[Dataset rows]
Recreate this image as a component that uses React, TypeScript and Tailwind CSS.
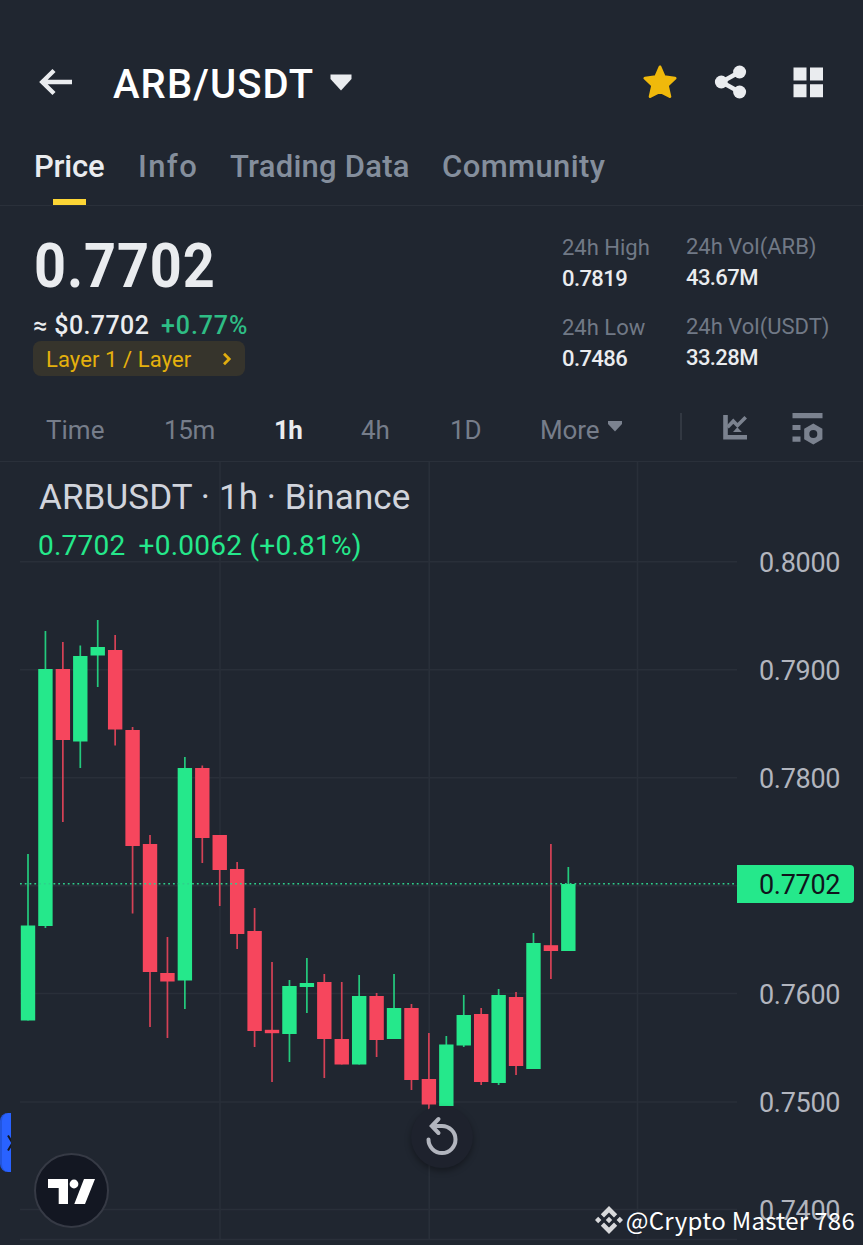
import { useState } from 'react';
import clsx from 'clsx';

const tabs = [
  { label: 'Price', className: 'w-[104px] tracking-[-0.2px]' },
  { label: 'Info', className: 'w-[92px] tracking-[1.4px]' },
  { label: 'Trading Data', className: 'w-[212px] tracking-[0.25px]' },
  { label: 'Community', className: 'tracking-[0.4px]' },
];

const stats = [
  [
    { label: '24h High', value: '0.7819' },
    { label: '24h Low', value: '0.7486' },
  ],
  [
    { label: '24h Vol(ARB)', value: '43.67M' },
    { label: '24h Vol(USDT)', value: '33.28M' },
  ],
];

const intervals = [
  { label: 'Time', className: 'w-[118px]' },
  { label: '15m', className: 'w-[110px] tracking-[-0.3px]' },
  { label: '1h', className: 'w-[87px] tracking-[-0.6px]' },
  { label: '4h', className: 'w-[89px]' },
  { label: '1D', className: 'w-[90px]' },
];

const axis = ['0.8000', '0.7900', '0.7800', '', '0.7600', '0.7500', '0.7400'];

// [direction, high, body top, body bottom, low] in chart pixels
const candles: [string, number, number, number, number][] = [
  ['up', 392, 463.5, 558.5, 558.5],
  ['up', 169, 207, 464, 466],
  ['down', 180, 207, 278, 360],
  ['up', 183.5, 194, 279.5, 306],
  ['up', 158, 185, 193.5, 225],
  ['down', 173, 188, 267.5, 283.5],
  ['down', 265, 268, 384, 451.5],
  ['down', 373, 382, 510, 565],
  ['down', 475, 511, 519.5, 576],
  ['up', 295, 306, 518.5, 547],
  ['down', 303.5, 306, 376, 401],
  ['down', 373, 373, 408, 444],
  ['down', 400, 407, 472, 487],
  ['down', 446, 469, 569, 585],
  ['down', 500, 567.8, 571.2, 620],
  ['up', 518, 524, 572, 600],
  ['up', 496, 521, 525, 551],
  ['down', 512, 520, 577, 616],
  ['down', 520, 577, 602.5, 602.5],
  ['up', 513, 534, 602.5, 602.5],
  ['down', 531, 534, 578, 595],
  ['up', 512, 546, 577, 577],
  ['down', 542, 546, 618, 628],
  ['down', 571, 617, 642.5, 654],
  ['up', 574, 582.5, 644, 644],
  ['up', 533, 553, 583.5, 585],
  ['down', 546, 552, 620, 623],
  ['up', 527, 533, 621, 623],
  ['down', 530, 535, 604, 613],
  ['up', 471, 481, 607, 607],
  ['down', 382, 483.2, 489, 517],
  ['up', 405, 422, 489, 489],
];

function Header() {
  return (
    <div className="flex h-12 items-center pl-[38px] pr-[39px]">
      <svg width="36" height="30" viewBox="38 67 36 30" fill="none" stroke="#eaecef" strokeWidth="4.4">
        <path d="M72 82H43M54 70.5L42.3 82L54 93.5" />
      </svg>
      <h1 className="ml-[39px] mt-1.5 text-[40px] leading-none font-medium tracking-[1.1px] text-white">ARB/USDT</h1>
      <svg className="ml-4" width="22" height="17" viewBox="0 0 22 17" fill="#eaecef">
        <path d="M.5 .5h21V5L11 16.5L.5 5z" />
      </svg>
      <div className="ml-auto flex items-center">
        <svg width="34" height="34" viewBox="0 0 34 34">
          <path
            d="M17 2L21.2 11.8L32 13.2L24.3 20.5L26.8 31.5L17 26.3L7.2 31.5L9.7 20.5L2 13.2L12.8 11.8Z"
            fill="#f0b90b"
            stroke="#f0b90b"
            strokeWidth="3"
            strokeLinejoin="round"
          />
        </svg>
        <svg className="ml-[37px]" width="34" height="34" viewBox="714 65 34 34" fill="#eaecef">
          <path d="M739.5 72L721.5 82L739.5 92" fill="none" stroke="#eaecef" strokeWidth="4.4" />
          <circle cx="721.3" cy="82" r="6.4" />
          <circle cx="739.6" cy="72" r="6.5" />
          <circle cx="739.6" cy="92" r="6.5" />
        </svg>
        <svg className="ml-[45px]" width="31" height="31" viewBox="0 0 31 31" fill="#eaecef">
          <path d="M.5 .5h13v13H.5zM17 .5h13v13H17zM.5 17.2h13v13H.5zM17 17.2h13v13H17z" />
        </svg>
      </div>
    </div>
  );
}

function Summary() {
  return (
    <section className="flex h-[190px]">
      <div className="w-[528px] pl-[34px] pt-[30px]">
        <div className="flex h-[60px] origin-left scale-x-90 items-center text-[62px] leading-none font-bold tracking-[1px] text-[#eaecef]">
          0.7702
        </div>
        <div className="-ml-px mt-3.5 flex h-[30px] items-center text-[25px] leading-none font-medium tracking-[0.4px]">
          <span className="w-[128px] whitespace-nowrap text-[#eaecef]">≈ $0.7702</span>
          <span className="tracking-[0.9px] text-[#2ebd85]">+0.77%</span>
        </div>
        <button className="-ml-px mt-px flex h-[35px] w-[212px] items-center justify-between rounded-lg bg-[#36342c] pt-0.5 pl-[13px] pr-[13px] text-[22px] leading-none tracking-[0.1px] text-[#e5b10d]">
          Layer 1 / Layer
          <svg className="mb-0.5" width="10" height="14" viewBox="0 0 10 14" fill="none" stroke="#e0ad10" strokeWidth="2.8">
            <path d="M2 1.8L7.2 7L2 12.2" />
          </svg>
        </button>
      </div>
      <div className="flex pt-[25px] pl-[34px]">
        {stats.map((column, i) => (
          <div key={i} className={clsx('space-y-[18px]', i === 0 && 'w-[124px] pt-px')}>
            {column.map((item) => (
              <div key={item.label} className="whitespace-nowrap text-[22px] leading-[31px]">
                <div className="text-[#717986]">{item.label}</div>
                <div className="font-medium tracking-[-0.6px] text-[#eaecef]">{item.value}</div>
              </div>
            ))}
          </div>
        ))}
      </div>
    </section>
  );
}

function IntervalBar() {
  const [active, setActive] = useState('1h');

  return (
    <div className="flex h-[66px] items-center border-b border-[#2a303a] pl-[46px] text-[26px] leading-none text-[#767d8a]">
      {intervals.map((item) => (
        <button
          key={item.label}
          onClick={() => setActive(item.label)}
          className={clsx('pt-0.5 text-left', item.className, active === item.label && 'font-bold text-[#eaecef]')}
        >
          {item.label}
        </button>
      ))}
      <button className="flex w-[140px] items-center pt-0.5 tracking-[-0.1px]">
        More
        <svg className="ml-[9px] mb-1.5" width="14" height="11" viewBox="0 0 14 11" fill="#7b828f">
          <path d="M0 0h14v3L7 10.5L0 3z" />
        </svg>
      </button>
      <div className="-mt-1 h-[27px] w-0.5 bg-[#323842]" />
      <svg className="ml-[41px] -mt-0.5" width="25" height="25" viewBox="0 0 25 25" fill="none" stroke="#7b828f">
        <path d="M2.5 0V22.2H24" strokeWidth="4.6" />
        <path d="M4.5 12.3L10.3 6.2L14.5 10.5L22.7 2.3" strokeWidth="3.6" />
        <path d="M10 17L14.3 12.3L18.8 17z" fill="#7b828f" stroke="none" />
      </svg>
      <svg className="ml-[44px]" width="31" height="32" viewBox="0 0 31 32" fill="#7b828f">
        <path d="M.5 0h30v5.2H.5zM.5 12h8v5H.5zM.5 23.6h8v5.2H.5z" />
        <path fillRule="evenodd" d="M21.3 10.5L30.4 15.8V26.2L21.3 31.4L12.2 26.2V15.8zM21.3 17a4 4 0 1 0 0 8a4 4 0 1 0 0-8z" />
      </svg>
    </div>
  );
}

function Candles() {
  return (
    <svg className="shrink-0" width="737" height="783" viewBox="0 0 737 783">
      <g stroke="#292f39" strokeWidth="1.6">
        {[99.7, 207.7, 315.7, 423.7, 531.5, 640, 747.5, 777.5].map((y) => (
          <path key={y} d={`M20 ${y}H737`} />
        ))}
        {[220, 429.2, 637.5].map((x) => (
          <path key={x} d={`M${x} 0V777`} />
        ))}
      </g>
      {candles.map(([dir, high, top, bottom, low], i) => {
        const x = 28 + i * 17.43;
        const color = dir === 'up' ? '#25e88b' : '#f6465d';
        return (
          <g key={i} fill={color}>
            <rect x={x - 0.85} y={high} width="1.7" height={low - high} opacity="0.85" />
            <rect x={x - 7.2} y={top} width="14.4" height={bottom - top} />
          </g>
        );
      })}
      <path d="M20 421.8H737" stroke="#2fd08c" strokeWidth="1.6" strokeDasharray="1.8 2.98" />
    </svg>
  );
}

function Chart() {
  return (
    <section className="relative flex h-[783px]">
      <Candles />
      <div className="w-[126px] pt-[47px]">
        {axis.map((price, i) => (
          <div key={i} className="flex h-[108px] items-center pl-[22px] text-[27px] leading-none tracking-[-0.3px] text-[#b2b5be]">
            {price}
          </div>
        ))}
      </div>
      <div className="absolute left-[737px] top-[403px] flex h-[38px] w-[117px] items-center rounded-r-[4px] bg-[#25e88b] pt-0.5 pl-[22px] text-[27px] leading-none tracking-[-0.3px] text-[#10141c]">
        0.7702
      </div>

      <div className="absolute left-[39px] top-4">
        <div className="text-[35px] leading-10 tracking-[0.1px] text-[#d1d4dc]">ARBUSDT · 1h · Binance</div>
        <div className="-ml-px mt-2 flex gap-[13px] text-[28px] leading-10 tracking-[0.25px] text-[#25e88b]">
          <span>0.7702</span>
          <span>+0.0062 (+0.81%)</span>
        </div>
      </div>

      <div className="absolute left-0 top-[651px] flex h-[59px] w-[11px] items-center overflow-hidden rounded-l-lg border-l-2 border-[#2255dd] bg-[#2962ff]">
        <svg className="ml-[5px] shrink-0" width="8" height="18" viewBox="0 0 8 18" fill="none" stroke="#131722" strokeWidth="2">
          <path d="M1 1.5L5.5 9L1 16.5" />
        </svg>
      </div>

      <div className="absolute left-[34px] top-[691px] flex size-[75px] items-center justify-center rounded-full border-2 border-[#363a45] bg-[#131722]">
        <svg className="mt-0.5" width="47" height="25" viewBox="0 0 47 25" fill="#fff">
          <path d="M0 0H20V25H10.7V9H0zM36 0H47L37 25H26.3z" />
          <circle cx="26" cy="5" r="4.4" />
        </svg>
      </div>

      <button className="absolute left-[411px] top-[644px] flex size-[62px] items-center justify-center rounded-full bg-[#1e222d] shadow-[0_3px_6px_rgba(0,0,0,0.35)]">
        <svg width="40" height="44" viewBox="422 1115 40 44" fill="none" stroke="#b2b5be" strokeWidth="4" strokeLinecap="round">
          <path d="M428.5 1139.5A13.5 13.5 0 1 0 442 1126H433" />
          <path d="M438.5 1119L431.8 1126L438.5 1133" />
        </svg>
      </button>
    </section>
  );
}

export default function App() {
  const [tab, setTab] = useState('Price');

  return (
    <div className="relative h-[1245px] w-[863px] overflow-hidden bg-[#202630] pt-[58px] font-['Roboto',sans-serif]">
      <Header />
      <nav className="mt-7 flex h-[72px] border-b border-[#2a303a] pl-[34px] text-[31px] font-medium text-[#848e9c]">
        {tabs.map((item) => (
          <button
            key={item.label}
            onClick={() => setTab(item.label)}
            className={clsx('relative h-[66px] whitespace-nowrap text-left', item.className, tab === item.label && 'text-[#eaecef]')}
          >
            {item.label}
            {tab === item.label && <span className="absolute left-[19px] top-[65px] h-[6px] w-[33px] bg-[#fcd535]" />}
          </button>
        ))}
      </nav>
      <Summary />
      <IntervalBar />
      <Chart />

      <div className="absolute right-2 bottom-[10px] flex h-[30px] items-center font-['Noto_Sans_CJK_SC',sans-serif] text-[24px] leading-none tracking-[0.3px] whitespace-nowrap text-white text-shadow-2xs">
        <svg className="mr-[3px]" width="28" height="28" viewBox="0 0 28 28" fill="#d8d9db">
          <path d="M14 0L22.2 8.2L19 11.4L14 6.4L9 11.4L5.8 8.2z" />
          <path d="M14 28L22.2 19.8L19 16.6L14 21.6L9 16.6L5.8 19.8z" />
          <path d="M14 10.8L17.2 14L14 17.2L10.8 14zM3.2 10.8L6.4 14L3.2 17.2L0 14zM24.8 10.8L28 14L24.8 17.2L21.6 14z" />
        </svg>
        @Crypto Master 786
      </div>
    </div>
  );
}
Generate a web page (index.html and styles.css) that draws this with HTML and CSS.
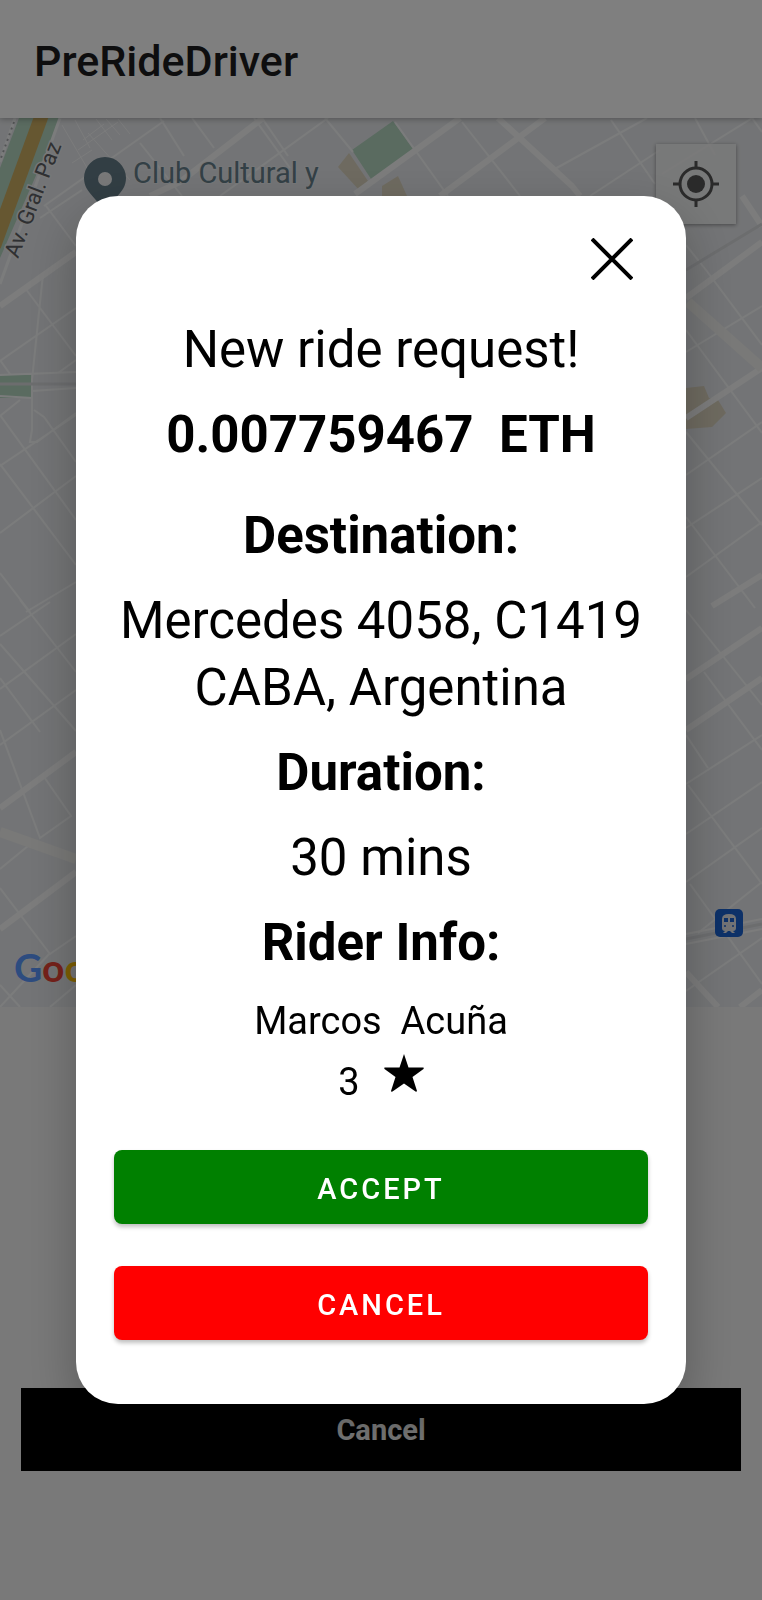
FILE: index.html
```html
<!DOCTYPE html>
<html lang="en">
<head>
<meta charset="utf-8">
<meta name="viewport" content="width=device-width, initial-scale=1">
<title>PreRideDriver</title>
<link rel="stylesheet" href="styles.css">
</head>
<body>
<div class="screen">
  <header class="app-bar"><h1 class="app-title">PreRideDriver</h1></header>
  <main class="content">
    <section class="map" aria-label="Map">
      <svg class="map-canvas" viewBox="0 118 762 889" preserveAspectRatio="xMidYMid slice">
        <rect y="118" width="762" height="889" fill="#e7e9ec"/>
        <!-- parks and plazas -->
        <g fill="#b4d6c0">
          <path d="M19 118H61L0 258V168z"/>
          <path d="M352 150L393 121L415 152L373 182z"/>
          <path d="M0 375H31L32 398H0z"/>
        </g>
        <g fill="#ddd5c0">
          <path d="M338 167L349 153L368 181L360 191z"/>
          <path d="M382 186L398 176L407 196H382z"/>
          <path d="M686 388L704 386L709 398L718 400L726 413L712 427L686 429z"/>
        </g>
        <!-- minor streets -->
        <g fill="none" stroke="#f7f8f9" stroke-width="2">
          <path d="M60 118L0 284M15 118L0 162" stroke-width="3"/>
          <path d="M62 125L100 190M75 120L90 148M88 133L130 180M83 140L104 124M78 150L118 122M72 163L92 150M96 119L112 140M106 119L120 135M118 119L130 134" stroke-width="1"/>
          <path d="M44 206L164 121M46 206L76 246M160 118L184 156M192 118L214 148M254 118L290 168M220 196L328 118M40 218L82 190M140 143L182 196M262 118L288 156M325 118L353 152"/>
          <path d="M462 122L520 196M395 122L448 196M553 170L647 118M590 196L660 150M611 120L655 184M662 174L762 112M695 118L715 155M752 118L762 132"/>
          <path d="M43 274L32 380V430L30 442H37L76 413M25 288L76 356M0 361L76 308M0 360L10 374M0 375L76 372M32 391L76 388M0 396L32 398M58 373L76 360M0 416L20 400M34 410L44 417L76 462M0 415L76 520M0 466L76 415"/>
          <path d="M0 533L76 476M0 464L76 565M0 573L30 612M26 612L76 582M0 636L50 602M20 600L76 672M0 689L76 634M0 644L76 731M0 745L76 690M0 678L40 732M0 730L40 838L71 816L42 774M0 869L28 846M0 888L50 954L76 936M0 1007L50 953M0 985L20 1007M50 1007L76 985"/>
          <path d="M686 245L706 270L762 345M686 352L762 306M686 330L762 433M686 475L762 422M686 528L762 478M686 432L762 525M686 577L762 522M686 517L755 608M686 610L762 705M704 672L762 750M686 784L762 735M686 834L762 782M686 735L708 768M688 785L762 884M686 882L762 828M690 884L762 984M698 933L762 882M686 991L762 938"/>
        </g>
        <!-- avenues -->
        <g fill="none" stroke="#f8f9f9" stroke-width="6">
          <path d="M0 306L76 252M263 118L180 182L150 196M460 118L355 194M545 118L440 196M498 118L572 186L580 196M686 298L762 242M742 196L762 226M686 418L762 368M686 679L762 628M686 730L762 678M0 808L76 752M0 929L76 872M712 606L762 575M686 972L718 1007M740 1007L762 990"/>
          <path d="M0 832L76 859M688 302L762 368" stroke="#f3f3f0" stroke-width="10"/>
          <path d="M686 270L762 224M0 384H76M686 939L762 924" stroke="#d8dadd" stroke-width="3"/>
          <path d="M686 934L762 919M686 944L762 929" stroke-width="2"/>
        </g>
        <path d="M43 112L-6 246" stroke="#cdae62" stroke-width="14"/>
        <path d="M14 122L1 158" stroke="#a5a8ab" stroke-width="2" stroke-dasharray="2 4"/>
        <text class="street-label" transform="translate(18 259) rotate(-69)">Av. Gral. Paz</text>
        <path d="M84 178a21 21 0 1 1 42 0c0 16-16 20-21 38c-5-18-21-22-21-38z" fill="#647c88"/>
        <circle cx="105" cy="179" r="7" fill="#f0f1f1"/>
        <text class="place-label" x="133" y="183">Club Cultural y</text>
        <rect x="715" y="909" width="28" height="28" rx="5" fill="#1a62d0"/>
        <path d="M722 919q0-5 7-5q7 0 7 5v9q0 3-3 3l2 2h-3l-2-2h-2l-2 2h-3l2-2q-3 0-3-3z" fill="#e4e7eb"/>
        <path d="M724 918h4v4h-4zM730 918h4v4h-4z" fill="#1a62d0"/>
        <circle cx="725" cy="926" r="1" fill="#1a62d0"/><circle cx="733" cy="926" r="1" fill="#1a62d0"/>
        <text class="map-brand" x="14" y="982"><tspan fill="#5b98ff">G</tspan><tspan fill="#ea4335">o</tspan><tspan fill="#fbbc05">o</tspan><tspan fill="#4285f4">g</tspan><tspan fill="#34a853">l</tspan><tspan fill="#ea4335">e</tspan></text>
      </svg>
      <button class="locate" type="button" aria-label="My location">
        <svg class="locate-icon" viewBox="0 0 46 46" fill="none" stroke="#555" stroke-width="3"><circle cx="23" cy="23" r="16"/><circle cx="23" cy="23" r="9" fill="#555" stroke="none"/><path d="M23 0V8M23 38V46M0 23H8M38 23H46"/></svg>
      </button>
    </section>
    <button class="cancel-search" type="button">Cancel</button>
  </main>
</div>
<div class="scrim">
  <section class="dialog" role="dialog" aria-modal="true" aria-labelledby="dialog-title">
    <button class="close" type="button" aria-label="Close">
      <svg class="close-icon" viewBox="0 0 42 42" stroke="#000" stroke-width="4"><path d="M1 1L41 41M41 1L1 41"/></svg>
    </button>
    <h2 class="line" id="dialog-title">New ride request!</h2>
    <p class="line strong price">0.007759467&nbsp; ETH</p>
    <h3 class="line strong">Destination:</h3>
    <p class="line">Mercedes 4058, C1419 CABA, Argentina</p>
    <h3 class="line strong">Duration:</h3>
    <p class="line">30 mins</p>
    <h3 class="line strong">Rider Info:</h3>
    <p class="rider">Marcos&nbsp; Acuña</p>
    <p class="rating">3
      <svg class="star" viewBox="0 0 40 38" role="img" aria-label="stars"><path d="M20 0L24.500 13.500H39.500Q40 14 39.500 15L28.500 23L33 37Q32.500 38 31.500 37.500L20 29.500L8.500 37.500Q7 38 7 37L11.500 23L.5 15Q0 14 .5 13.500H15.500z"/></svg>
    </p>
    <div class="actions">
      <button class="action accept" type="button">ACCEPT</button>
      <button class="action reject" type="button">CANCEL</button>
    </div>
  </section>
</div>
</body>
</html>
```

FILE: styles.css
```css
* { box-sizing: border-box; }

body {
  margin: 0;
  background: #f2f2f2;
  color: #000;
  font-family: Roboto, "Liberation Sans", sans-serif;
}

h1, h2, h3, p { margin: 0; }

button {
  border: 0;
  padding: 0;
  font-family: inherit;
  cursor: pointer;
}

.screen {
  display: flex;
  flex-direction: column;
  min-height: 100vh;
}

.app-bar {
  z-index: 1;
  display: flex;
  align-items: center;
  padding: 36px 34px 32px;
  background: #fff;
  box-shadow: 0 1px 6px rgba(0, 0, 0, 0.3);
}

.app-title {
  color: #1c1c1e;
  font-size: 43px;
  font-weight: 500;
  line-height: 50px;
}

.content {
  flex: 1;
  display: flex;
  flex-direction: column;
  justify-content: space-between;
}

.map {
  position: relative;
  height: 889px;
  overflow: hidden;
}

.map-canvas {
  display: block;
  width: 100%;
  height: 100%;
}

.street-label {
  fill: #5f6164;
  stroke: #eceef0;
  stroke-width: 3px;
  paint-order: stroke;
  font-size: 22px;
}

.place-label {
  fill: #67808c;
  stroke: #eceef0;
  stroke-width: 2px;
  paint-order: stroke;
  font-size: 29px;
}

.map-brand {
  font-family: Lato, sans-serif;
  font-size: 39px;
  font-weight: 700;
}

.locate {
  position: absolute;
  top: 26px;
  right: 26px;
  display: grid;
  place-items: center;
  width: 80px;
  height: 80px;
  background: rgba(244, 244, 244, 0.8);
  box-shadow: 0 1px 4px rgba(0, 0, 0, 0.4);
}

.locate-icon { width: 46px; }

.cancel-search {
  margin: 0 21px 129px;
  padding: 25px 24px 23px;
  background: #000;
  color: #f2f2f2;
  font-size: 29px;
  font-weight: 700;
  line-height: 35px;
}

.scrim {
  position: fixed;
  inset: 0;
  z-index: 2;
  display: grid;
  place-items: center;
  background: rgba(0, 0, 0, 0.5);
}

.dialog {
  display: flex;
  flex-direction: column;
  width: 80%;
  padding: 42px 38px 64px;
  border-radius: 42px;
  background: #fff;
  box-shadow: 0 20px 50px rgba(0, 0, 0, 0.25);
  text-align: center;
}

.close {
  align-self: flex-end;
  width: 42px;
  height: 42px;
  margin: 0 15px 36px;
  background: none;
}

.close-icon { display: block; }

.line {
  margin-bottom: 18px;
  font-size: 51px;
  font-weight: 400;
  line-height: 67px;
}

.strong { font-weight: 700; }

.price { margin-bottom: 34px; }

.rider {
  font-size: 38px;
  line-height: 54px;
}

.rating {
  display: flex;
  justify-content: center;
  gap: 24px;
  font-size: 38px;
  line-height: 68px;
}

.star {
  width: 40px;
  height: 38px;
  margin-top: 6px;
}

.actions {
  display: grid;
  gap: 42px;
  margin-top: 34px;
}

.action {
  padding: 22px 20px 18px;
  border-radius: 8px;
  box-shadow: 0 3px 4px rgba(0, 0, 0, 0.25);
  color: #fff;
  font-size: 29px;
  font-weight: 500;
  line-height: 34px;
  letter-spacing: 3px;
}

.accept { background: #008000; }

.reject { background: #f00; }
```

= Direction =
Find every line in the records above that contains the word "styles", and copy each one.

= Task answer =
Generate a web page (index.html and styles.css) that draws this with HTML and CSS.
<link rel="stylesheet" href="styles.css">
FILE: styles.css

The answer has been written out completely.